Maritime Activity Reports, Inc.

July 14, 2014

Nigerian crude oil differentials held at two-year lows on Monday as demand remained subdued, partly due to high shipping costs from West Africa to Europe.

Nearly half of the loading program for August, which originally had 65 cargos, was unsold on Monday. But traders said that demand might pick up temporarily later this week as traders placed cargoes for India Oil Company's import tender.

High freight rates aboard suezmaxes to Europe are deterring shipments to refineries there, traders said.

Rising exports of similar oil grades from Libya has also hurt demand. Libyan oil output has risen to 470,000 barrels per day (bpd) as the El Sharara oilfield ramps up, the state-run National Oil Corp (NOC) said on Sunday.

The premium of Qua Iboe grade crude oil cargoes was assessed unchanged at around dated Brent plus $1 a barrel, compared with Friday.

The United States used to be the top importer of West African crude but imports have fallen due to the rise of U.S. shale production. Differentials of West African crude oil have dived over the past month because Asian demand has failed to pick up the slack.

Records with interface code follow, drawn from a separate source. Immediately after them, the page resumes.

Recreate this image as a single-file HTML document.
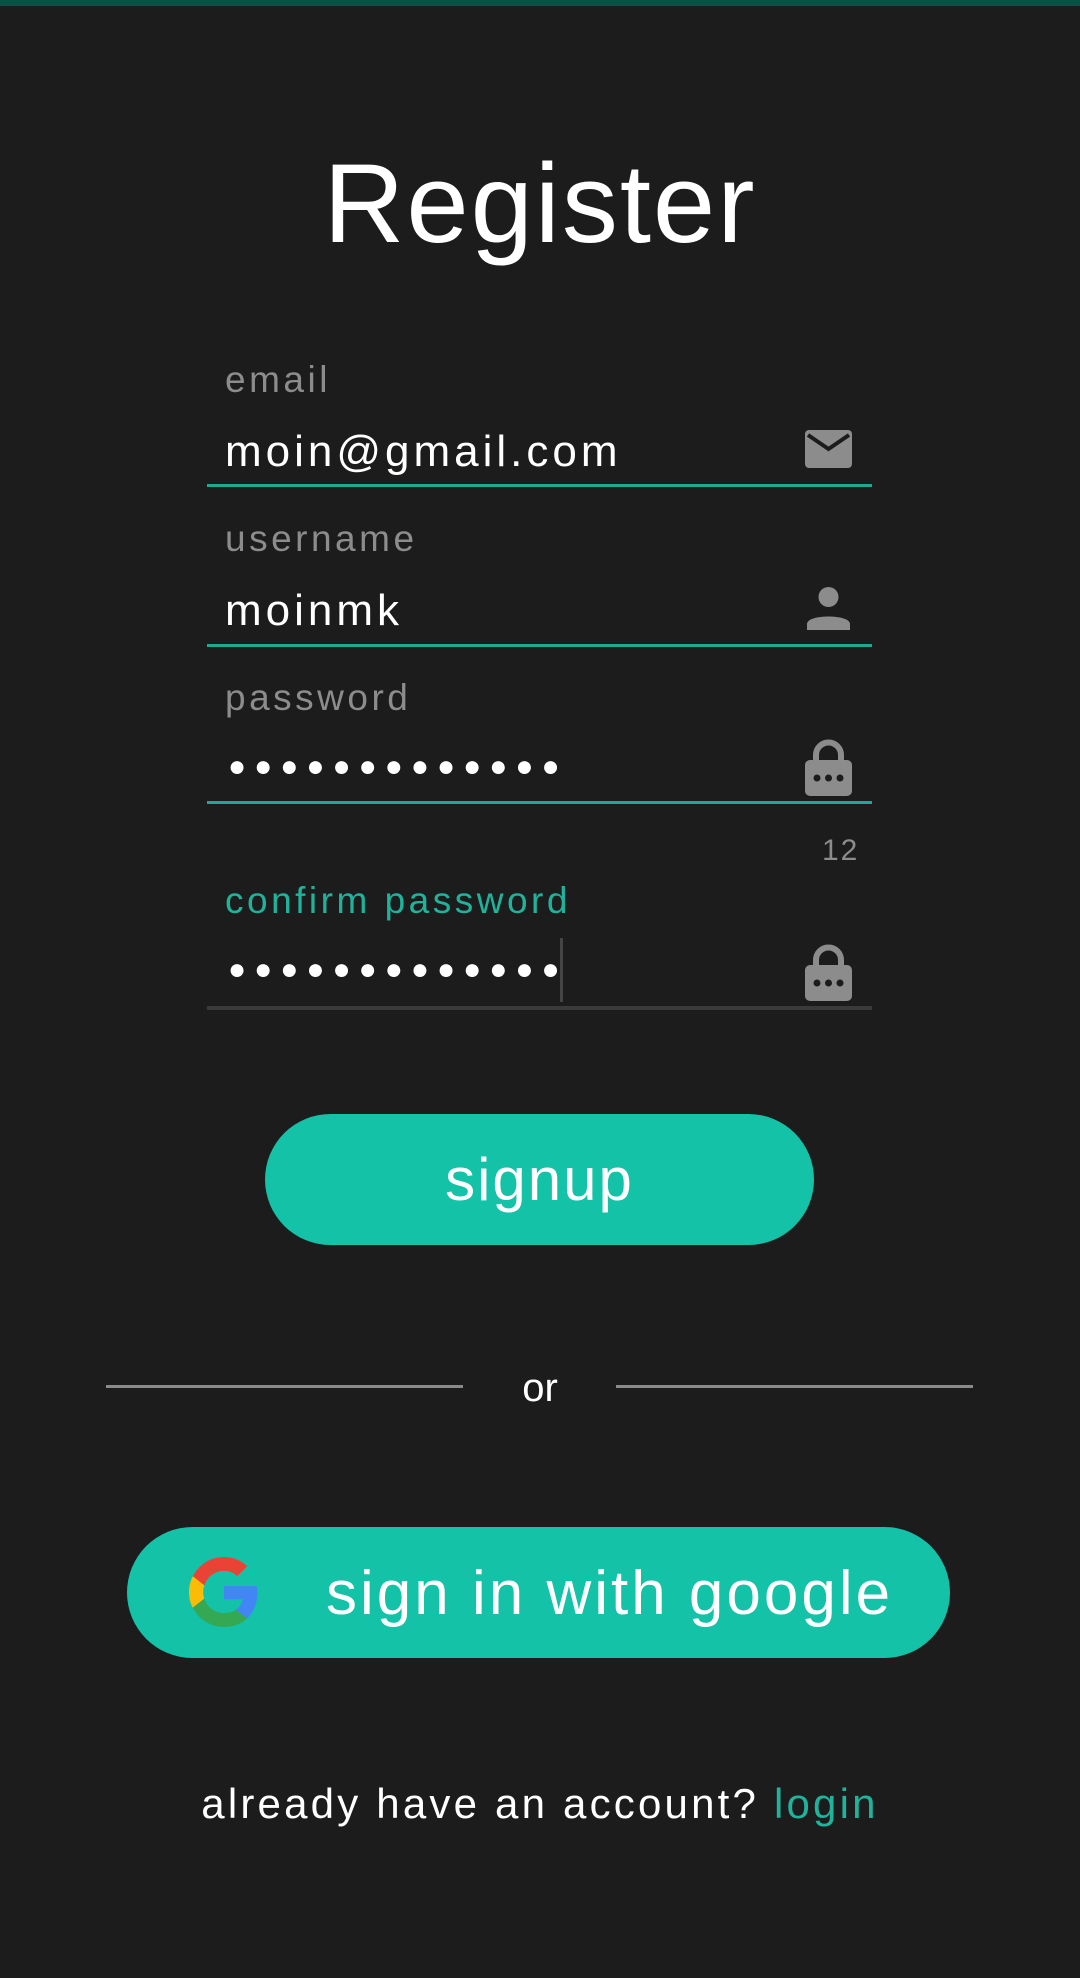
<!DOCTYPE html>
<html><head><meta charset="utf-8"><style>
*{margin:0;padding:0;box-sizing:border-box}
body{width:1080px;height:1978px;background:#1d1c1d;font-family:"Liberation Sans",sans-serif;position:relative;overflow:hidden;color:#fff}
.a{position:absolute;white-space:nowrap}
.lbl{color:#8c8c8c;font-size:37px;left:225px;letter-spacing:3.5px}
.val{font-size:44px;left:225px;color:#fff;letter-spacing:4px}
.line{position:absolute;left:207px;width:665px;height:3px;background:#1fa894}
.dots{left:228px;font-size:30px;letter-spacing:8px}
.ic{position:absolute;left:805px}
</style></head><body>
<div class="a" style="left:0;top:0;width:1080px;height:6px;background:#0c4f45"></div>
<div class="a" style="left:0;width:1080px;top:139px;text-align:center;font-size:112px;line-height:130px;letter-spacing:2px">Register</div>

<div class="a lbl" style="top:359px">email</div>
<div class="a val" style="top:427px">moin@gmail.com</div>
<svg class="ic" style="top:430px" width="47" height="38" viewBox="0 0 47 38"><rect x="0" y="0" width="47" height="38" rx="4" fill="#8c8c8c"/><path d="M3 5 L23.5 19 L44 5" stroke="#1d1c1d" stroke-width="4" fill="none"/></svg>
<div class="line" style="top:484px"></div>

<div class="a lbl" style="top:518px">username</div>
<div class="a val" style="top:586px">moinmk</div>
<svg class="ic" style="top:586px" width="47" height="44" viewBox="0 0 47 44"><circle cx="23.5" cy="11" r="10" fill="#8c8c8c"/><path d="M2 44 V38 C2 28 45 28 45 38 V44 Z" fill="#8c8c8c"/></svg>
<div class="line" style="top:644px"></div>

<div class="a lbl" style="top:677px">password</div>
<div class="a val dots" style="top:750px">●●●●●●●●●●●●●</div>
<svg class="ic" style="top:738px" width="47" height="58" viewBox="0 0 47 58"><path d="M11 26 V17 A12.5 12.5 0 0 1 36 17 V26" stroke="#8c8c8c" stroke-width="6" fill="none"/><rect x="0" y="22" width="47" height="36" rx="5" fill="#8c8c8c"/><circle cx="12" cy="40" r="3.5" fill="#1d1c1d"/><circle cx="23.5" cy="40" r="3.5" fill="#1d1c1d"/><circle cx="35" cy="40" r="3.5" fill="#1d1c1d"/></svg>
<div class="line" style="top:801px"></div>
<div class="a" style="left:822px;top:834px;font-size:30px;color:#8c8c8c;letter-spacing:2px">12</div>

<div class="a lbl" style="top:880px;color:#1fb39c">confirm password</div>
<div class="a val dots" style="top:953px">●●●●●●●●●●●●●</div>
<div class="a" style="left:560px;top:938px;width:3px;height:64px;background:#444"></div>
<svg class="ic" style="top:943px" width="47" height="58" viewBox="0 0 47 58"><path d="M11 26 V17 A12.5 12.5 0 0 1 36 17 V26" stroke="#8c8c8c" stroke-width="6" fill="none"/><rect x="0" y="22" width="47" height="36" rx="5" fill="#8c8c8c"/><circle cx="12" cy="40" r="3.5" fill="#1d1c1d"/><circle cx="23.5" cy="40" r="3.5" fill="#1d1c1d"/><circle cx="35" cy="40" r="3.5" fill="#1d1c1d"/></svg>
<div class="line" style="top:1006px;background:#3a3a3a;height:4px"></div>

<div class="a" style="left:265px;top:1114px;width:549px;height:131px;border-radius:66px;background:#14c2a8;text-align:center;line-height:131px;font-size:60px;letter-spacing:2px">signup</div>

<div class="a" style="left:106px;top:1385px;width:357px;height:3px;background:#8a8a8a"></div>
<div class="a" style="left:616px;top:1385px;width:357px;height:3px;background:#8a8a8a"></div>
<div class="a" style="left:0;width:1080px;text-align:center;top:1366px;font-size:40px">or</div>

<div class="a" style="left:127px;top:1527px;width:823px;height:131px;border-radius:66px;background:#14c2a8"></div>
<svg class="a" style="left:189px;top:1557px" width="70" height="70" viewBox="0 0 48 48">
<path fill="#EA4335" d="M24 9.5c3.5 0 6.6 1.2 9.1 3.6l6.8-6.8C35.8 2.4 30.2 0 24 0 14.6 0 6.6 5.4 2.6 13.3l7.9 6.2C12.4 13.7 17.7 9.5 24 9.5z"/>
<path fill="#4285F4" d="M46.9 24.5c0-1.6-.1-3.1-.4-4.5H24v9h12.9c-.6 3-2.3 5.5-4.8 7.2l7.7 6c4.5-4.2 7.1-10.3 7.1-17.7z"/>
<path fill="#FBBC05" d="M10.5 28.6c-.5-1.5-.8-3-.8-4.6s.3-3.1.8-4.6l-7.9-6.2C.9 16.5 0 20.1 0 24s.9 7.5 2.6 10.8l7.9-6.2z"/>
<path fill="#34A853" d="M24 48c6.5 0 11.9-2.1 15.9-5.8l-7.7-6c-2.2 1.5-5 2.3-8.2 2.3-6.3 0-11.6-4.2-13.5-10l-7.9 6.2C6.6 42.6 14.6 48 24 48z"/>
</svg>
<div class="a" style="left:326px;top:1558px;font-size:62px;letter-spacing:3px">sign in with google</div>

<div class="a" style="left:0;width:1080px;text-align:center;top:1780px;font-size:42px;letter-spacing:3.2px">already have an account? <span style="color:#1fb39c">login</span></div>
</body></html>
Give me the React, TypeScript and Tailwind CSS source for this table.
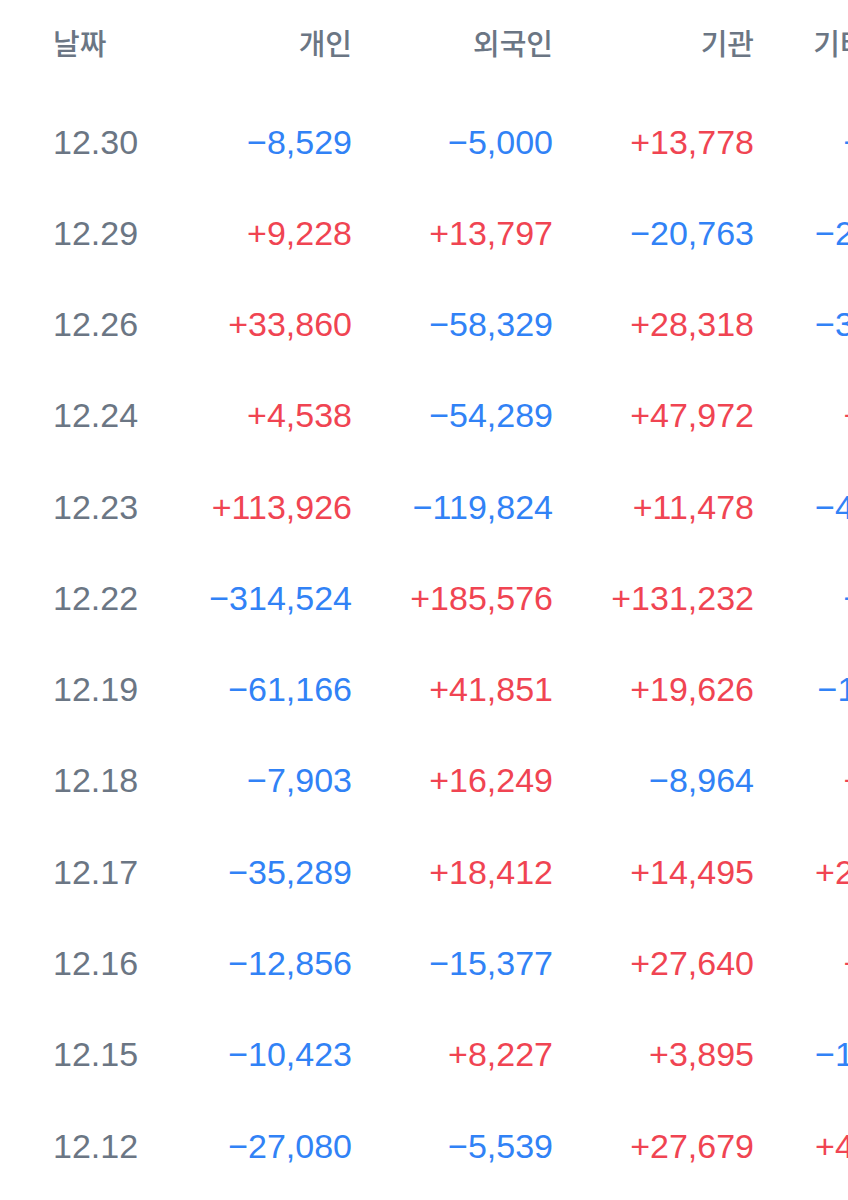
import React from 'react';

/**
 * 투자자별 순매매 표
 * 날짜별 개인/외국인/기관/기타법인 순매수 수량
 */
type Row = { date: string; values: string[] };

const rows: Row[] = [
  { date: '12.30', values: ['-8,529', '-5,000', '+13,778', '-249'] },
  { date: '12.29', values: ['+9,228', '+13,797', '-20,763', '-2,262'] },
  { date: '12.26', values: ['+33,860', '-58,329', '+28,318', '-3,849'] },
  { date: '12.24', values: ['+4,538', '-54,289', '+47,972', '+779'] },
  { date: '12.23', values: ['+113,926', '-119,824', '+11,478', '-4,580'] },
  { date: '12.22', values: ['-314,524', '+185,576', '+131,232', '-284'] },
  { date: '12.19', values: ['-61,166', '+41,851', '+19,626', '-1,311'] },
  { date: '12.18', values: ['-7,903', '+16,249', '-8,964', '+618'] },
  { date: '12.17', values: ['-35,289', '+18,412', '+14,495', '+2,382'] },
  { date: '12.16', values: ['-12,856', '-15,377', '+27,640', '+593'] },
  { date: '12.15', values: ['-10,423', '+8,227', '+3,895', '-1,699'] },
  { date: '12.12', values: ['-27,080', '-5,539', '+27,679', '+4,940'] },
];

const headers = ['개인', '외국인', '기관', '기타법인'];

const gridCols = 'grid grid-cols-[100px_199px_201px_201px_166px] pl-[53px] w-[920px]';

function Value({ v }: { v: string }) {
  const negative = v.startsWith('-');
  const text = negative ? '\u2212' + v.slice(1) : v;
  return (
    <span className={`text-right ${negative ? 'text-[#3182f6]' : 'text-[#f04452]'}`}>{text}</span>
  );
}

export default function App() {
  return (
    <div
      className="w-full min-h-[1200px] bg-white overflow-hidden"
      style={{ fontFamily: '"Liberation Sans", "Noto Sans CJK KR", sans-serif' }}
    >
      {/* Header */}
      <div className={`${gridCols} h-[90px] items-center text-[29px] font-medium text-[#6b7684] leading-none`}>
        <span>날짜</span>
        {headers.map(h => (
          <span key={h} className="text-right">{h}</span>
        ))}
      </div>

      {/* Rows */}
      <div className="pt-[6px]">
        {rows.map(row => (
          <div key={row.date} className={`${gridCols} h-[91.27px] items-center text-[34px] leading-none`}>
            <span className="text-[#6b7684]">{row.date}</span>
            {row.values.map((v, i) => (
              <Value key={i} v={v} />
            ))}
          </div>
        ))}
      </div>
    </div>
  );
}
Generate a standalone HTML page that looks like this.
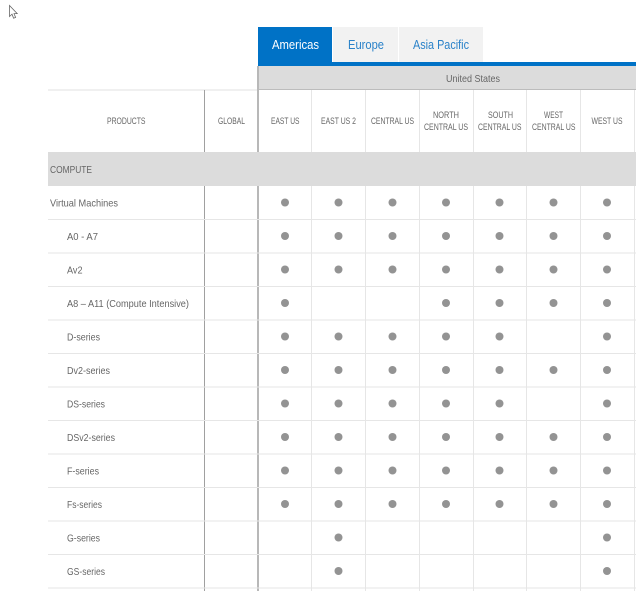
<!DOCTYPE html>
<html lang="en">
<head>
<meta charset="utf-8">
<title>Azure regions</title>
<style>
html,body{margin:0;padding:0;background:#fff;width:636px;height:591px;overflow:hidden}
svg{display:block;position:absolute;left:0;top:0;filter:blur(0.3px)}
text{font-family:"Liberation Sans",sans-serif;fill:#666}
.h{font-size:9px;text-anchor:start;fill:#666}
.r{font-size:10.5px}
.t{font-size:13px;fill:#2a82c9}
circle{fill:#939393}
.l{fill:#e6e6e6}
.d{fill:#a0a0a0}
</style>
</head>
<body>
<svg width="636" height="591" viewBox="0 0 636 591" xmlns="http://www.w3.org/2000/svg">
<!-- cursor -->
<path d="M9.5 5.5V16.5L12 14.2L13.6 18.2L15.6 17.4L14 13.6H17.2Z" fill="#fff" stroke="#666" stroke-width="0.8"/>

<!-- tabs -->
<rect x="258" y="27" width="74" height="36" fill="#0072c6"/>
<rect x="333" y="27" width="65" height="35" fill="#f2f2f2"/>
<rect x="399" y="27" width="84" height="35" fill="#f2f2f2"/>
<rect x="258" y="62" width="378" height="4" fill="#0072c6"/>
<rect x="258" y="66" width="378" height="23" fill="#dcdcdc"/>
<rect x="258" y="89" width="378" height="1" fill="#bcbcbc"/>
<rect x="48" y="89" width="210" height="2" fill="#f0f0f0"/>

<!-- vertical lines -->
<rect class="d" x="204" y="90" width="1" height="501"/>
<rect x="257" y="66" width="2" height="525" fill="#b8b8b8"/>
<rect class="l" x="311" y="90" width="1" height="501"/>
<rect class="l" x="365" y="90" width="1" height="501"/>
<rect class="l" x="419" y="90" width="1" height="501"/>
<rect class="l" x="473" y="90" width="1" height="501"/>
<rect class="l" x="526" y="90" width="1" height="501"/>
<rect class="l" x="580" y="90" width="1" height="501"/>
<rect class="l" x="634" y="90" width="1" height="501"/>

<!-- compute band -->
<rect x="48" y="152" width="588" height="34" fill="#dcdcdc"/>

<!-- row lines -->
<rect class="l" x="48" y="219" width="588" height="1"/>
<rect class="l" x="48" y="252.5" width="588" height="1"/>
<rect class="l" x="48" y="286" width="588" height="1"/>
<rect class="l" x="48" y="319.5" width="588" height="1"/>
<rect class="l" x="48" y="353" width="588" height="1"/>
<rect class="l" x="48" y="386.5" width="588" height="1"/>
<rect class="l" x="48" y="420" width="588" height="1"/>
<rect class="l" x="48" y="453.5" width="588" height="1"/>
<rect class="l" x="48" y="487" width="588" height="1"/>
<rect class="l" x="48" y="520.5" width="588" height="1"/>
<rect class="l" x="48" y="554" width="588" height="1"/>
<rect class="l" x="48" y="587.5" width="588" height="1"/>

<!-- tab labels -->
<text x="272" y="49" font-size="13" style="fill:#fff" textLength="47" lengthAdjust="spacingAndGlyphs">Americas</text>
<text class="t" x="348" y="49" textLength="36" lengthAdjust="spacingAndGlyphs">Europe</text>
<text class="t" x="413" y="49" textLength="56" lengthAdjust="spacingAndGlyphs">Asia Pacific</text>
<text x="446" y="82" font-size="10.5" textLength="54" lengthAdjust="spacingAndGlyphs">United States</text>

<!-- header labels -->
<text class="h" x="107" y="124" textLength="38.5" lengthAdjust="spacingAndGlyphs">PRODUCTS</text>
<text class="h" x="218" y="124" textLength="27" lengthAdjust="spacingAndGlyphs">GLOBAL</text>
<text class="h" x="271" y="124" textLength="28.5" lengthAdjust="spacingAndGlyphs">EAST US</text>
<text class="h" x="321" y="124" textLength="35" lengthAdjust="spacingAndGlyphs">EAST US 2</text>
<text class="h" x="371" y="124" textLength="43" lengthAdjust="spacingAndGlyphs">CENTRAL US</text>
<text class="h" x="433" y="118" textLength="26" lengthAdjust="spacingAndGlyphs">NORTH</text>
<text class="h" x="424" y="130" textLength="44" lengthAdjust="spacingAndGlyphs">CENTRAL US</text>
<text class="h" x="488" y="118" textLength="25" lengthAdjust="spacingAndGlyphs">SOUTH</text>
<text class="h" x="478" y="130" textLength="43.5" lengthAdjust="spacingAndGlyphs">CENTRAL US</text>
<text class="h" x="544" y="118" textLength="19" lengthAdjust="spacingAndGlyphs">WEST</text>
<text class="h" x="532" y="130" textLength="43.5" lengthAdjust="spacingAndGlyphs">CENTRAL US</text>
<text class="h" x="591.5" y="124" textLength="31" lengthAdjust="spacingAndGlyphs">WEST US</text>

<!-- row labels -->
<text class="r" x="50" y="173" textLength="42" lengthAdjust="spacingAndGlyphs">COMPUTE</text>
<text class="r" x="50" y="206.5" textLength="68" lengthAdjust="spacingAndGlyphs">Virtual Machines</text>
<text class="r" x="67" y="240" textLength="31" lengthAdjust="spacingAndGlyphs">A0 - A7</text>
<text class="r" x="67" y="273.5" textLength="15.5" lengthAdjust="spacingAndGlyphs">Av2</text>
<text class="r" x="67" y="307" textLength="122" lengthAdjust="spacingAndGlyphs">A8 – A11 (Compute Intensive)</text>
<text class="r" x="67" y="340.5" textLength="33" lengthAdjust="spacingAndGlyphs">D-series</text>
<text class="r" x="67" y="374" textLength="43" lengthAdjust="spacingAndGlyphs">Dv2-series</text>
<text class="r" x="67" y="407.5" textLength="38" lengthAdjust="spacingAndGlyphs">DS-series</text>
<text class="r" x="67" y="441" textLength="48" lengthAdjust="spacingAndGlyphs">DSv2-series</text>
<text class="r" x="67" y="474.5" textLength="32" lengthAdjust="spacingAndGlyphs">F-series</text>
<text class="r" x="67" y="508" textLength="35" lengthAdjust="spacingAndGlyphs">Fs-series</text>
<text class="r" x="67" y="541.5" textLength="33" lengthAdjust="spacingAndGlyphs">G-series</text>
<text class="r" x="67" y="575" textLength="38" lengthAdjust="spacingAndGlyphs">GS-series</text>

<!-- dots -->
<g>
<circle cx="285" cy="202.5" r="4"/><circle cx="338.5" cy="202.5" r="4"/><circle cx="392.5" cy="202.5" r="4"/><circle cx="446" cy="202.5" r="4"/><circle cx="499.5" cy="202.5" r="4"/><circle cx="553.5" cy="202.5" r="4"/><circle cx="607" cy="202.5" r="4"/>
<circle cx="285" cy="236" r="4"/><circle cx="338.5" cy="236" r="4"/><circle cx="392.5" cy="236" r="4"/><circle cx="446" cy="236" r="4"/><circle cx="499.5" cy="236" r="4"/><circle cx="553.5" cy="236" r="4"/><circle cx="607" cy="236" r="4"/>
<circle cx="285" cy="269.5" r="4"/><circle cx="338.5" cy="269.5" r="4"/><circle cx="392.5" cy="269.5" r="4"/><circle cx="446" cy="269.5" r="4"/><circle cx="499.5" cy="269.5" r="4"/><circle cx="553.5" cy="269.5" r="4"/><circle cx="607" cy="269.5" r="4"/>
<circle cx="285" cy="303" r="4"/><circle cx="446" cy="303" r="4"/><circle cx="499.5" cy="303" r="4"/><circle cx="553.5" cy="303" r="4"/><circle cx="607" cy="303" r="4"/>
<circle cx="285" cy="336.5" r="4"/><circle cx="338.5" cy="336.5" r="4"/><circle cx="392.5" cy="336.5" r="4"/><circle cx="446" cy="336.5" r="4"/><circle cx="499.5" cy="336.5" r="4"/><circle cx="607" cy="336.5" r="4"/>
<circle cx="285" cy="370" r="4"/><circle cx="338.5" cy="370" r="4"/><circle cx="392.5" cy="370" r="4"/><circle cx="446" cy="370" r="4"/><circle cx="499.5" cy="370" r="4"/><circle cx="553.5" cy="370" r="4"/><circle cx="607" cy="370" r="4"/>
<circle cx="285" cy="403.5" r="4"/><circle cx="338.5" cy="403.5" r="4"/><circle cx="392.5" cy="403.5" r="4"/><circle cx="446" cy="403.5" r="4"/><circle cx="499.5" cy="403.5" r="4"/><circle cx="607" cy="403.5" r="4"/>
<circle cx="285" cy="437" r="4"/><circle cx="338.5" cy="437" r="4"/><circle cx="392.5" cy="437" r="4"/><circle cx="446" cy="437" r="4"/><circle cx="499.5" cy="437" r="4"/><circle cx="553.5" cy="437" r="4"/><circle cx="607" cy="437" r="4"/>
<circle cx="285" cy="470.5" r="4"/><circle cx="338.5" cy="470.5" r="4"/><circle cx="392.5" cy="470.5" r="4"/><circle cx="446" cy="470.5" r="4"/><circle cx="499.5" cy="470.5" r="4"/><circle cx="553.5" cy="470.5" r="4"/><circle cx="607" cy="470.5" r="4"/>
<circle cx="285" cy="504" r="4"/><circle cx="338.5" cy="504" r="4"/><circle cx="392.5" cy="504" r="4"/><circle cx="446" cy="504" r="4"/><circle cx="499.5" cy="504" r="4"/><circle cx="553.5" cy="504" r="4"/><circle cx="607" cy="504" r="4"/>
<circle cx="338.5" cy="537.5" r="4"/><circle cx="607" cy="537.5" r="4"/>
<circle cx="338.5" cy="571" r="4"/><circle cx="607" cy="571" r="4"/>
</g>
</svg>
</body>
</html>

West African crude oil exports are set to fall to 1.68 million bpd in July from 1.93 million bpd in June, a Reuters survey found.

Nigeria
Qua Iboe and Bonny Light were assessed dated Brent plus $1-$1.50 a barrel although there were no fresh trades on Monday.
   
Asian Tenders
IOC issued a tender for September-loading cargoes with part one on Tuesday, part two on Wednesday and the results on Thursday.